=== Exercise requirements ===
Restate the full listing word for word and leave the pictures out.

##### Stored data #####

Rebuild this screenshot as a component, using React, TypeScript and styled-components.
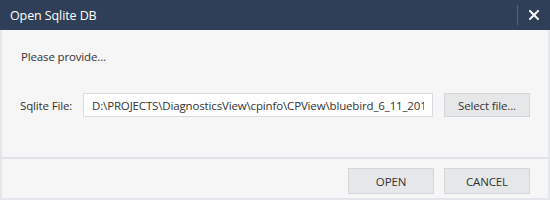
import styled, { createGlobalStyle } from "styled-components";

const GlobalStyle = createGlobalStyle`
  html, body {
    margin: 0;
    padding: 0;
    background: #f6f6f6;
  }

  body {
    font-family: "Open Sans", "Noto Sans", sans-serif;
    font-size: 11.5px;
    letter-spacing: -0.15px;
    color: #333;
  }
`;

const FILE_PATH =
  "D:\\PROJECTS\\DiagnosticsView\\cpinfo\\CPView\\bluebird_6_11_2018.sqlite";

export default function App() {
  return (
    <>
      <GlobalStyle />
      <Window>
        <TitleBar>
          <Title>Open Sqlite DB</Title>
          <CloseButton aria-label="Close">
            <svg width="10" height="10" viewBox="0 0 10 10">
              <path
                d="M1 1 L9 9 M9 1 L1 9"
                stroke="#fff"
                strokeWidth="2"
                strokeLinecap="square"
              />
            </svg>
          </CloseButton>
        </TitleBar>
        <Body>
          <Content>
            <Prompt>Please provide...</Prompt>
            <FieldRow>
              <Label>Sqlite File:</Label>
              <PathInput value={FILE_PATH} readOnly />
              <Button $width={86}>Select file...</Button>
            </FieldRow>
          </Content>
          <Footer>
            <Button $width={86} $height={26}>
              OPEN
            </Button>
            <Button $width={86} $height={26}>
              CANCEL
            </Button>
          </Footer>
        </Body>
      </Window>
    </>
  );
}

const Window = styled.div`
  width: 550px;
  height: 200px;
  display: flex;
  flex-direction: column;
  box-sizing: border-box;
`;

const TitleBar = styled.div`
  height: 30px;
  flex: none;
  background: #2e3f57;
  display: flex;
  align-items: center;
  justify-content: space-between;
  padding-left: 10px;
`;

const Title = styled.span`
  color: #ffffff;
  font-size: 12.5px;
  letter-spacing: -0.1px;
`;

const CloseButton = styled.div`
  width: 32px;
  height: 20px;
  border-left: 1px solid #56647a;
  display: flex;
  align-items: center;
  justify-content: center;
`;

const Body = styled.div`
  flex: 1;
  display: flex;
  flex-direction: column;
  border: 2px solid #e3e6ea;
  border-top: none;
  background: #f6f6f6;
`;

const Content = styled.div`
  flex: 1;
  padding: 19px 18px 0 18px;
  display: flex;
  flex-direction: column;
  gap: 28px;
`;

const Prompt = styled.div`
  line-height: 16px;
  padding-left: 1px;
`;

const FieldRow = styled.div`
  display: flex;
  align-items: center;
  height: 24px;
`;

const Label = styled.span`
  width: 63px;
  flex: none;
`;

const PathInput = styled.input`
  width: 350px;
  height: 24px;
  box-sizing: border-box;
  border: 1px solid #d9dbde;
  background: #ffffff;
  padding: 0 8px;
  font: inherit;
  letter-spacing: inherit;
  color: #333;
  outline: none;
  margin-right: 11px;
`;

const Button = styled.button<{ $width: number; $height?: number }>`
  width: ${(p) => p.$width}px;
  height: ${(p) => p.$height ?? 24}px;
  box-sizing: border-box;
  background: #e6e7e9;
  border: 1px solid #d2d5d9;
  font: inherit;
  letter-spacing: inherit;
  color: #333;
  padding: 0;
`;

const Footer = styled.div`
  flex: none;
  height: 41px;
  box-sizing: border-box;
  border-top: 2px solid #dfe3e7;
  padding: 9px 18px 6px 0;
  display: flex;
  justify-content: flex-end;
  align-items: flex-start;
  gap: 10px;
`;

#####

=== Complete response ===
Rebuild this screenshot as a component, using React, TypeScript and styled-components.
import styled, { createGlobalStyle } from "styled-components";

const GlobalStyle = createGlobalStyle`
  html, body {
    margin: 0;
    padding: 0;
    background: #f6f6f6;
  }

  body {
    font-family: "Open Sans", "Noto Sans", sans-serif;
    font-size: 11.5px;
    letter-spacing: -0.15px;
    color: #333;
  }
`;

const FILE_PATH =
  "D:\\PROJECTS\\DiagnosticsView\\cpinfo\\CPView\\bluebird_6_11_2018.sqlite";

export default function App() {
  return (
    <>
      <GlobalStyle />
      <Window>
        <TitleBar>
          <Title>Open Sqlite DB</Title>
          <CloseButton aria-label="Close">
            <svg width="10" height="10" viewBox="0 0 10 10">
              <path
                d="M1 1 L9 9 M9 1 L1 9"
                stroke="#fff"
                strokeWidth="2"
                strokeLinecap="square"
              />
            </svg>
          </CloseButton>
        </TitleBar>
        <Body>
          <Content>
            <Prompt>Please provide...</Prompt>
            <FieldRow>
              <Label>Sqlite File:</Label>
              <PathInput value={FILE_PATH} readOnly />
              <Button $width={86}>Select file...</Button>
            </FieldRow>
          </Content>
          <Footer>
            <Button $width={86} $height={26}>
              OPEN
            </Button>
            <Button $width={86} $height={26}>
              CANCEL
            </Button>
          </Footer>
        </Body>
      </Window>
    </>
  );
}

const Window = styled.div`
  width: 550px;
  height: 200px;
  display: flex;
  flex-direction: column;
  box-sizing: border-box;
`;

const TitleBar = styled.div`
  height: 30px;
  flex: none;
  background: #2e3f57;
  display: flex;
  align-items: center;
  justify-content: space-between;
  padding-left: 10px;
`;

const Title = styled.span`
  color: #ffffff;
  font-size: 12.5px;
  letter-spacing: -0.1px;
`;

const CloseButton = styled.div`
  width: 32px;
  height: 20px;
  border-left: 1px solid #56647a;
  display: flex;
  align-items: center;
  justify-content: center;
`;

const Body = styled.div`
  flex: 1;
  display: flex;
  flex-direction: column;
  border: 2px solid #e3e6ea;
  border-top: none;
  background: #f6f6f6;
`;

const Content = styled.div`
  flex: 1;
  padding: 19px 18px 0 18px;
  display: flex;
  flex-direction: column;
  gap: 28px;
`;

const Prompt = styled.div`
  line-height: 16px;
  padding-left: 1px;
`;

const FieldRow = styled.div`
  display: flex;
  align-items: center;
  height: 24px;
`;

const Label = styled.span`
  width: 63px;
  flex: none;
`;

const PathInput = styled.input`
  width: 350px;
  height: 24px;
  box-sizing: border-box;
  border: 1px solid #d9dbde;
  background: #ffffff;
  padding: 0 8px;
  font: inherit;
  letter-spacing: inherit;
  color: #333;
  outline: none;
  margin-right: 11px;
`;

const Button = styled.button<{ $width: number; $height?: number }>`
  width: ${(p) => p.$width}px;
  height: ${(p) => p.$height ?? 24}px;
  box-sizing: border-box;
  background: #e6e7e9;
  border: 1px solid #d2d5d9;
  font: inherit;
  letter-spacing: inherit;
  color: #333;
  padding: 0;
`;

const Footer = styled.div`
  flex: none;
  height: 41px;
  box-sizing: border-box;
  border-top: 2px solid #dfe3e7;
  padding: 9px 18px 6px 0;
  display: flex;
  justify-content: flex-end;
  align-items: flex-start;
  gap: 10px;
`;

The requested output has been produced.